Fern announces that she wants to walk on the moon someday. We talk about the men who walked on the moon and what that was like. She worries that her face will get red and puffy. Her science teacher, who trained with NASA, showed his students photos of astronauts training. Their faces apparently always get red and puffy. Fern remembers Sally Ride's face. Fern decides it would be okay to be red and puffy for a little while if it meant she could walk on the moon.
In the days that follow, we find an amazing new book about the Mercury 13 women. It's called Almost Astronauts and was a finalist for the Young Adults Library Services Association award. We learn about how Jerrie Cobb learned to fly a plane when she was 12. Fern declares she wants to become a pilot. She finds out she can fly before she can drive.
Birch builds a cardboard airplane with the girls. He takes them onto the air-traffic control website, where they can hear the control tower guiding planes into land.

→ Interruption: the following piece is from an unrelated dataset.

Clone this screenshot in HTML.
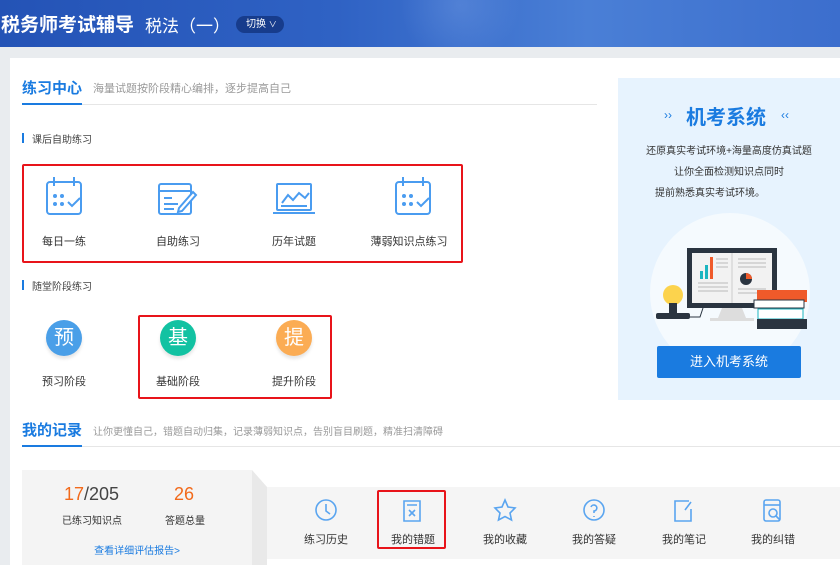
<!DOCTYPE html>
<html><head><meta charset="utf-8"><style>
*{margin:0;padding:0;box-sizing:border-box}
body{width:840px;height:565px;overflow:hidden;background:#e9ecef;font-family:"Liberation Sans","Noto Sans CJK SC",sans-serif;position:relative}
.a{position:absolute;white-space:nowrap}
.hdr{left:0;top:0;width:840px;height:47px;background:linear-gradient(90deg,#2453b6,#2f62c4 40%,#4a7fd6 70%,#3c6ecd)}
.card{left:10px;top:58px;width:830px;height:507px;background:#fff}
.blue{color:#1a7be0}
.lbl{font-size:11px;color:#333;transform:translateX(-50%)}
.red{border:2px solid #e8141a;border-radius:2px}
.circ{width:36px;height:36px;border-radius:50%;color:#fff;font-size:20px;text-align:center;line-height:36px;box-shadow:0 3px 3px #e6e6e6;transform:translateX(-50%)}
</style></head><body>
<div class="a hdr"></div>
<div class="a" style="left:400px;top:0;width:180px;height:47px;background:radial-gradient(circle at 60px 5px,rgba(120,160,230,.35),transparent 60px)"></div>
<div class="a" style="left:1px;top:10px;font-size:19px;font-weight:bold;color:#fff">税务师考试辅导</div>
<div class="a" style="left:145px;top:12px;font-size:17px;color:#fff">税法（一）</div>
<div class="a" style="left:236px;top:16px;width:48px;height:17px;border-radius:9px;background:#173c8c;color:#fff;font-size:10px;line-height:17px;padding-left:10px">切换 <span style="font-size:8px">∨</span></div>
<div class="a card"></div>

<div class="a blue" style="left:22px;top:77px;font-size:15px;font-weight:bold">练习中心</div>
<div class="a" style="left:93px;top:80px;font-size:11px;color:#999">海量试题按阶段精心编排，逐步提高自己</div>
<div class="a" style="left:22px;top:104px;width:575px;height:1px;background:#e6e6e6"></div>
<div class="a" style="left:22px;top:103px;width:60px;height:2px;background:#1a7be0"></div>

<div class="a" style="left:22px;top:133px;width:2px;height:10px;background:#1a7be0"></div>
<div class="a" style="left:32px;top:131px;font-size:10px;color:#444">课后自助练习</div>
<div class="a red" style="left:22px;top:164px;width:441px;height:99px"></div>

<svg class="a" style="left:40px;top:172px" width="420" height="48" fill="none" stroke="#4a9cf0" stroke-width="2">
 <g><rect x="7" y="10" width="34" height="32" rx="3"/><path d="M14 5v9M34 5v9M20 10h8"/><g fill="#4a9cf0" stroke="none"><circle cx="15" cy="24" r="2"/><circle cx="22" cy="24" r="2"/><circle cx="15" cy="32" r="2"/><circle cx="22" cy="32" r="2"/></g><path d="M28 30l4 4 8-8"/></g>
 <g transform="translate(117,0)"><rect x="2" y="12" width="32" height="30" rx="2"/><path d="M2 19h32M7 26h8M7 32h14M7 37h10"/><path d="M22 36l14-16 3 3-14 16-4 1z" fill="#fff"/></g>
 <g transform="translate(233,0)"><rect x="4" y="12" width="34" height="26" rx="1"/><path d="M0 41h42M8 34h26M9 31l6-8 5 5 6-7 6 5 4-5"/></g>
 <g transform="translate(349,0)"><rect x="7" y="10" width="34" height="32" rx="3"/><path d="M14 5v9M34 5v9M20 10h8"/><g fill="#4a9cf0" stroke="none"><circle cx="15" cy="24" r="2"/><circle cx="22" cy="24" r="2"/><circle cx="15" cy="32" r="2"/><circle cx="22" cy="32" r="2"/></g><path d="M28 30l4 4 8-8"/></g>
</svg>
<div class="a lbl" style="left:64px;top:233px">每日一练</div>
<div class="a lbl" style="left:178px;top:233px">自助练习</div>
<div class="a lbl" style="left:294px;top:233px">历年试题</div>
<div class="a lbl" style="left:409px;top:233px">薄弱知识点练习</div>

<div class="a" style="left:22px;top:280px;width:2px;height:10px;background:#1a7be0"></div>
<div class="a" style="left:32px;top:278px;font-size:10px;color:#444">随堂阶段练习</div>
<div class="a red" style="left:138px;top:315px;width:194px;height:84px"></div>
<div class="a circ" style="left:64px;top:320px;background:#4a9fe8">预</div>
<div class="a circ" style="left:178px;top:320px;background:#12c2a2">基</div>
<div class="a circ" style="left:294px;top:320px;background:#fbac54">提</div>
<div class="a lbl" style="left:64px;top:373px">预习阶段</div>
<div class="a lbl" style="left:178px;top:373px">基础阶段</div>
<div class="a lbl" style="left:294px;top:373px">提升阶段</div>

<div class="a" style="left:618px;top:78px;width:222px;height:322px;background:#e7f3fe"></div>
<div class="a" style="left:650px;top:213px;width:160px;height:160px;border-radius:50%;background:#f5fafe"></div>
<div class="a blue" style="left:664px;top:108px;font-size:12px">››</div>
<div class="a blue" style="left:686px;top:101px;font-size:20px;font-weight:bold">机考系统</div>
<div class="a blue" style="left:781px;top:108px;font-size:12px">‹‹</div>
<div class="a" style="left:729px;top:142px;font-size:10px;color:#333;transform:translateX(-50%)">还原真实考试环境+海量高度仿真试题</div>
<div class="a" style="left:729px;top:163px;font-size:10px;color:#333;transform:translateX(-50%)">让你全面检测知识点同时</div>
<div class="a" style="left:710px;top:184px;font-size:10px;color:#333;transform:translateX(-50%)">提前熟悉真实考试环境。</div>
<svg class="a" style="left:650px;top:245px" width="160" height="85">
 <rect x="37" y="3" width="90" height="60" fill="#2a3440"/>
 <rect x="42" y="8" width="80" height="50" fill="#f2f2f2"/>
 <path d="M82 8v50" stroke="#ccc"/>
 <rect x="50" y="26" width="3" height="8" fill="#1cb5c0"/><rect x="55" y="20" width="3" height="14" fill="#1cb5c0"/><rect x="60" y="12" width="3" height="22" fill="#ef5a2a"/>
 <path d="M66 14h12M66 18h12M66 22h12M48 38h30M48 42h30M48 46h30M88 14h28M88 18h28M88 22h28M88 44h28M88 48h28" stroke="#bbb"/>
 <circle cx="96" cy="34" r="6" fill="#2a3440"/><path d="M96 34v-6a6 6 0 0 1 6 6z" fill="#ef5a2a"/>
 <path d="M72 63h20l4 10h-28z" fill="#ddd"/><rect x="60" y="73" width="44" height="3" fill="#ddd"/>
 <circle cx="23" cy="50" r="10" fill="#fcd34d"/><rect x="19" y="58" width="8" height="10" fill="#2a3440"/><rect x="6" y="68" width="34" height="6" rx="2" fill="#2a3440"/>
 <path d="M40 72h10l3-9" stroke="#2a3440" fill="none"/>
 <rect x="107" y="45" width="50" height="12" fill="#ef5a2a"/><rect x="104" y="55" width="50" height="8" fill="#fff" stroke="#2a3440"/>
 <rect x="108" y="64" width="45" height="10" fill="#fff" stroke="#1cb5c0"/><rect x="107" y="74" width="50" height="10" fill="#2a3440"/>
</svg>
<div class="a" style="left:657px;top:346px;width:144px;height:32px;background:#1a7be0;border-radius:2px;color:#fff;font-size:13px;text-align:center;line-height:32px">进入机考系统</div>

<div class="a blue" style="left:22px;top:419px;font-size:15px;font-weight:bold">我的记录</div>
<div class="a" style="left:93px;top:423px;font-size:10px;color:#999">让你更懂自己，错题自动归集，记录薄弱知识点，告别盲目刷题，精准扫清障碍</div>
<div class="a" style="left:22px;top:446px;width:818px;height:1px;background:#e6e6e6"></div>
<div class="a" style="left:22px;top:445px;width:60px;height:2px;background:#1a7be0"></div>

<div class="a" style="left:267px;top:487px;width:573px;height:72px;background:#f5f5f5"></div>
<div class="a" style="left:22px;top:470px;width:230px;height:95px;background:#f4f4f4"></div>
<svg class="a" style="left:252px;top:470px" width="16" height="95"><path d="M0 0L15 17V95H0z" fill="#e9e9e9"/></svg>
<div class="a" style="left:64px;top:484px;font-size:18px;color:#444"><span style="color:#f26a1b">17</span>/205</div>
<div class="a" style="left:174px;top:484px;font-size:18px;color:#f26a1b">26</div>
<div class="a lbl" style="left:92px;top:512px;font-size:10px">已练习知识点</div>
<div class="a lbl" style="left:185px;top:512px;font-size:10px">答题总量</div>
<div class="a blue" style="left:137px;top:542px;font-size:10px;transform:translateX(-50%)">查看详细评估报告&gt;</div>

<div class="a red" style="left:377px;top:490px;width:69px;height:59px"></div>
<svg class="a" style="left:310px;top:497px" width="480" height="28" fill="none" stroke="#5aa5f0" stroke-width="1.6">
 <circle cx="16" cy="13" r="10"/><path d="M16 7v7l4 3"/>
 <g transform="translate(86,0)"><path d="M8 4h16v20H8z"/><path d="M11 8h10M13 13l6 6M19 13l-6 6"/></g>
 <path d="M195 3l3 7 7 1-5 5 1.5 7-6.5-3.5-6.5 3.5 1.5-7-5-5 7-1z"/>
 <g transform="translate(268,0)"><circle cx="16" cy="13" r="10"/><path d="M13 10a3 3 0 1 1 3 4v2M16 19v1"/></g>
 <g transform="translate(357,0)"><path d="M22 4h-14v20h16v-12M24 5l-6 8"/></g>
 <g transform="translate(446,0)"><rect x="8" y="3" width="16" height="21" rx="2"/><path d="M8 8h16"/><circle cx="17" cy="16" r="4"/><path d="M20 19l4 4"/></g>
</svg>
<div class="a lbl" style="left:326px;top:531px">练习历史</div>
<div class="a lbl" style="left:413px;top:531px">我的错题</div>
<div class="a lbl" style="left:505px;top:531px">我的收藏</div>
<div class="a lbl" style="left:594px;top:531px">我的答疑</div>
<div class="a lbl" style="left:684px;top:531px">我的笔记</div>
<div class="a lbl" style="left:773px;top:531px">我的纠错</div>
</body></html>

He promises to dust off his old flight simulator so they can try their hand at the joystick.
I find myself swallowing fears that Fern really means it. I talk to my dear friend who wanted to be an astronaut when she was Fern's age and who went on to be a solo global explorer...as a 19-year-old. I tell her I don't know if I have the right stuff to be an astronaut's mother. I want to keep my daughters under my wing. How can I let them soar? How did her mother let her? She tells me her mother believes that worry attracts what you worry about. You have to believe it will all turn out okay.

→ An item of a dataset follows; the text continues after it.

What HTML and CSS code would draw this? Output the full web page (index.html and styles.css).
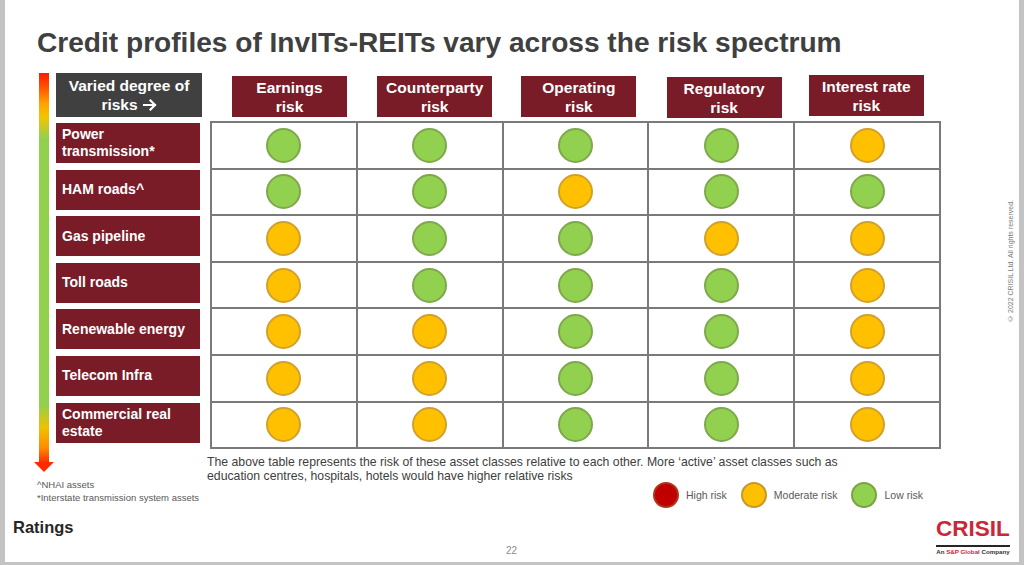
FILE: index.html
```html
<!DOCTYPE html>
<html>
<head>
<meta charset="utf-8">
<link rel="stylesheet" href="styles.css">
</head>
<body>
<div class="slide">
  <h1 class="title">Credit profiles of InvITs-REITs vary across the risk spectrum</h1>
  <div class="main">
    <div class="left">
      <div class="left-top">
        <svg class="arrow" width="20" height="399" viewBox="0 0 20 399">
          <defs>
            <linearGradient id="rg" x1="0" y1="0" x2="0" y2="399" gradientUnits="userSpaceOnUse">
              <stop offset="0" stop-color="#ff1a00"/>
              <stop offset="0.04" stop-color="#ff5a00"/>
              <stop offset="0.075" stop-color="#ffa000"/>
              <stop offset="0.11" stop-color="#f5c400"/>
              <stop offset="0.165" stop-color="#92d050"/>
              <stop offset="0.83" stop-color="#92d050"/>
              <stop offset="0.89" stop-color="#f0c000"/>
              <stop offset="0.94" stop-color="#ff8a00"/>
              <stop offset="0.975" stop-color="#ff3000"/>
              <stop offset="1" stop-color="#ff2000"/>
            </linearGradient>
          </defs>
          <rect x="5" y="0" width="10" height="390" fill="url(#rg)"/>
          <polygon points="0,389 20,389 10,399" fill="#ff2a00"/>
        </svg>
        <div class="labels">
          <div class="corner">Varied degree of<br><span class="risks">risks <svg class="rarrow" width="14" height="12" viewBox="0 0 14 12"><path d="M1 6 H12 M7.5 1.5 L12 6 L7.5 10.5" fill="none" stroke="#ffffff" stroke-width="2.2" stroke-linecap="square"/></svg></span></div>
          <div class="label-row"><div class="label">Power<br>transmission*</div></div>
          <div class="label-row"><div class="label">HAM roads^</div></div>
          <div class="label-row"><div class="label">Gas pipeline</div></div>
          <div class="label-row"><div class="label">Toll roads</div></div>
          <div class="label-row"><div class="label">Renewable energy</div></div>
          <div class="label-row"><div class="label">Telecom Infra</div></div>
          <div class="label-row"><div class="label">Commercial real<br>estate</div></div>
        </div>
      </div>
      <div class="footnotes">
        <p>^NHAI assets</p>
        <p>*Interstate transmission system assets</p>
      </div>
    </div>
    <div class="right">
      <div class="heads">
        <div class="head">Earnings<br>risk</div>
        <div class="head">Counterparty<br>risk</div>
        <div class="head">Operating<br>risk</div>
        <div class="head">Regulatory<br>risk</div>
        <div class="head">Interest rate<br>risk</div>
      </div>
      <div class="grid">
        <div class="cell"><span class="dot g"></span></div>
        <div class="cell"><span class="dot g"></span></div>
        <div class="cell"><span class="dot g"></span></div>
        <div class="cell"><span class="dot g"></span></div>
        <div class="cell"><span class="dot a"></span></div>

        <div class="cell"><span class="dot g"></span></div>
        <div class="cell"><span class="dot g"></span></div>
        <div class="cell"><span class="dot a"></span></div>
        <div class="cell"><span class="dot g"></span></div>
        <div class="cell"><span class="dot g"></span></div>

        <div class="cell"><span class="dot a"></span></div>
        <div class="cell"><span class="dot g"></span></div>
        <div class="cell"><span class="dot g"></span></div>
        <div class="cell"><span class="dot a"></span></div>
        <div class="cell"><span class="dot a"></span></div>

        <div class="cell"><span class="dot a"></span></div>
        <div class="cell"><span class="dot g"></span></div>
        <div class="cell"><span class="dot g"></span></div>
        <div class="cell"><span class="dot g"></span></div>
        <div class="cell"><span class="dot a"></span></div>

        <div class="cell"><span class="dot a"></span></div>
        <div class="cell"><span class="dot a"></span></div>
        <div class="cell"><span class="dot g"></span></div>
        <div class="cell"><span class="dot g"></span></div>
        <div class="cell"><span class="dot a"></span></div>

        <div class="cell"><span class="dot a"></span></div>
        <div class="cell"><span class="dot a"></span></div>
        <div class="cell"><span class="dot g"></span></div>
        <div class="cell"><span class="dot g"></span></div>
        <div class="cell"><span class="dot a"></span></div>

        <div class="cell"><span class="dot a"></span></div>
        <div class="cell"><span class="dot a"></span></div>
        <div class="cell"><span class="dot g"></span></div>
        <div class="cell"><span class="dot g"></span></div>
        <div class="cell"><span class="dot a"></span></div>
      </div>
      <p class="note">The above table represents the risk of these asset classes relative to each other. More &#8216;active&#8217; asset classes such as<br>education centres, hospitals, hotels would have higher relative risks</p>
      <div class="legend">
        <span class="ldot r"></span><span class="ltext">High risk</span>
        <span class="ldot a"></span><span class="ltext">Moderate risk</span>
        <span class="ldot g"></span><span class="ltext">Low risk</span>
      </div>
    </div>
    <div class="copyright">&#169; 2022 CRISIL Ltd. All rights reserved.</div>
  </div>
  <div class="footer">
    <div class="ratings">Ratings</div>
    <div class="page">22</div>
    <div class="logo">
      <div class="crisil">CRISIL</div>
      <div class="rule"></div>
      <div class="sub">An <span class="red">S&amp;P Global</span> Company</div>
    </div>
  </div>
</div>
</body>
</html>
```

FILE: styles.css
```css
* { box-sizing: border-box; }
html, body { margin: 0; padding: 0; }
body {
  background: #c3c3c3;
  width: 1024px;
  height: 565px;
  overflow: hidden;
  font-family: "Liberation Sans", Arial, sans-serif;
}
.slide {
  margin-left: 5px;
  width: 1014px;
  height: 562px;
  background: #ffffff;
  display: flex;
  flex-direction: column;
}
.title {
  margin: 27px 0 0 32px;
  font-size: 28.1px;
  line-height: 32px;
  font-weight: bold;
  color: #404040;
  white-space: nowrap;
}
.main {
  display: flex;
  margin-top: 14px;
  padding-left: 29px;
}
.left { display: flex; flex-direction: column; }
.left-top { display: flex; }
.arrow { display: block; flex: none; }
.labels {
  margin-left: 2px;
  width: 146px;
  display: flex;
  flex-direction: column;
}
.corner {
  height: 44px;
  margin-bottom: 4px;
  background: #404040;
  color: #ffffff;
  font-weight: bold;
  font-size: 15.5px;
  line-height: 19px;
  text-align: center;
  display: flex;
  flex-direction: column;
  align-items: center;
  justify-content: center;
}
.risks {
  display: flex;
  align-items: center;
  gap: 5px;
}
.rarrow { display: block; margin-top: 1px; }
.label-row {
  height: 46.6px;
  padding-top: 2px;
}
.label {
  width: 144px;
  height: 40px;
  background: #7a1c28;
  color: #ffffff;
  font-weight: bold;
  font-size: 14px;
  line-height: 17px;
  padding-left: 6px;
  display: flex;
  align-items: center;
}
.footnotes {
  margin: 6px 0 0 3px;
  font-size: 9.5px;
  line-height: 13px;
  color: #595959;
}
.footnotes p { margin: 0; white-space: nowrap; }
.right {
  margin-left: 8px;
  width: 731px;
  display: flex;
  flex-direction: column;
}
.heads {
  height: 48px;
  display: grid;
  grid-template-columns: repeat(5, 1fr);
  align-items: start;
  padding-top: 3px;
}
.head {
  width: 115px;
  height: 41px;
  background: #7a1c28;
  color: #ffffff;
  font-weight: bold;
  font-size: 15.5px;
  line-height: 19px;
  text-align: center;
  display: flex;
  align-items: center;
  justify-content: center;
}
.head:nth-child(1) { margin-left: 22px; }
.head:nth-child(2) { margin-left: 21px; }
.head:nth-child(3) { margin-left: 19px; }
.head:nth-child(4) { margin-left: 18px; margin-top: 1px; }
.head:nth-child(5) { margin-left: 14px; margin-top: -1px; }
.grid {
  display: grid;
  grid-template-columns: repeat(5, 1fr);
  border-top: 2px solid #7a7a7a;
  border-left: 2px solid #7a7a7a;
}
.cell {
  height: 46.6px;
  border-right: 2px solid #7a7a7a;
  border-bottom: 2px solid #7a7a7a;
  display: flex;
  align-items: center;
  justify-content: center;
}
.dot {
  width: 35px;
  height: 35px;
  border-radius: 50%;
  display: block;
}
.dot.g { background: #92d050; border: 2px solid #7fa84c; }
.dot.a { background: #ffc000; border: 2px solid #d2a12c; }
.note {
  margin: 6px 0 0 -3px;
  font-size: 12.25px;
  line-height: 14px;
  color: #404040;
  white-space: nowrap;
}
.legend {
  display: flex;
  align-items: center;
  margin: -1px 0 0 443px;
}
.ldot {
  width: 26px;
  height: 26px;
  border-radius: 50%;
  flex: none;
}
.ldot.r { background: #c00000; border: 2px solid #b0331e; }
.ldot.a { background: #ffc000; border: 2px solid #c9962b; }
.ldot.g { background: #92d050; border: 2px solid #7aa345; }
.ltext {
  margin: 0 14px 0 7px;
  font-size: 10.5px;
  color: #595959;
  white-space: nowrap;
}
.copyright {
  margin: 127px 4px 0 auto;
  align-self: flex-start;
  writing-mode: vertical-rl;
  transform: rotate(180deg);
  font-size: 7px;
  line-height: 8px;
  color: #7a7a7a;
  white-space: nowrap;
}
.footer {
  margin-top: auto;
  height: 48px;
  display: grid;
  grid-template-columns: 1fr auto 1fr;
  padding: 0 9px 0 8px;
}
.ratings {
  margin-top: 3px;
  font-size: 16.5px;
  line-height: 20px;
  font-weight: bold;
  color: #262626;
}
.page {
  margin-top: 31px;
  font-size: 10px;
  line-height: 12px;
  color: #8c8c8c;
}
.logo {
  justify-self: end;
  width: 74px;
  display: flex;
  flex-direction: column;
}
.crisil {
  margin-top: 3px;
  font-size: 22.5px;
  line-height: 24px;
  font-weight: bold;
  color: #cf2637;
  text-align: center;
}
.rule {
  margin-top: 4px;
  height: 2px;
  background: #262626;
}
.sub {
  margin-top: 1px;
  font-size: 6.2px;
  line-height: 8px;
  font-weight: bold;
  color: #333333;
  text-align: center;
  white-space: nowrap;
}
.sub .red { color: #cf2637; }
```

Fern, then age 7, on an early flight
Believing it will all turn out okay.... My mind jumps to a YouTube about a man who went every day to a collapsed pile of rubble in Haiti that was once the bank where his wife worked. He called her name. Every time the heavy equipment stopped for a minute, he rushed onto the rubble and called her name. On the sixth day, she answered. She said a drink of water would be a pleasure. She sang when the firefighters pulled her out, sang a song about not fearing death. A reporter asked her if she thought she would live, and after six days in the darkness, alone and in pain, she answered, "Why not?"
Somehow we started with Archimedes, and we moved from the stars and moon to a child's dreams and a mother's fears and at last to the pure wondrousness of the human spirit.
As Fern researches how to take flight, I study on how to let her. But who knows where her imagination and energy will focus. Reading our history book the other day, we were three paragraphs into a chapter about Jamestown when the Virginia Company was introduced. Which led to an explanation of buying shares in a company. Which led to an explanation of the stock market. Which led to some Googling about how small investors can get into the stock market...very small investors. Ones who penny-pinch their egg money and who desperately want a goat.
That's homeschool at our home. Who knows where we're headed exactly...to high finance, to the stars, to something great. In the meantime, we're all learning all the time.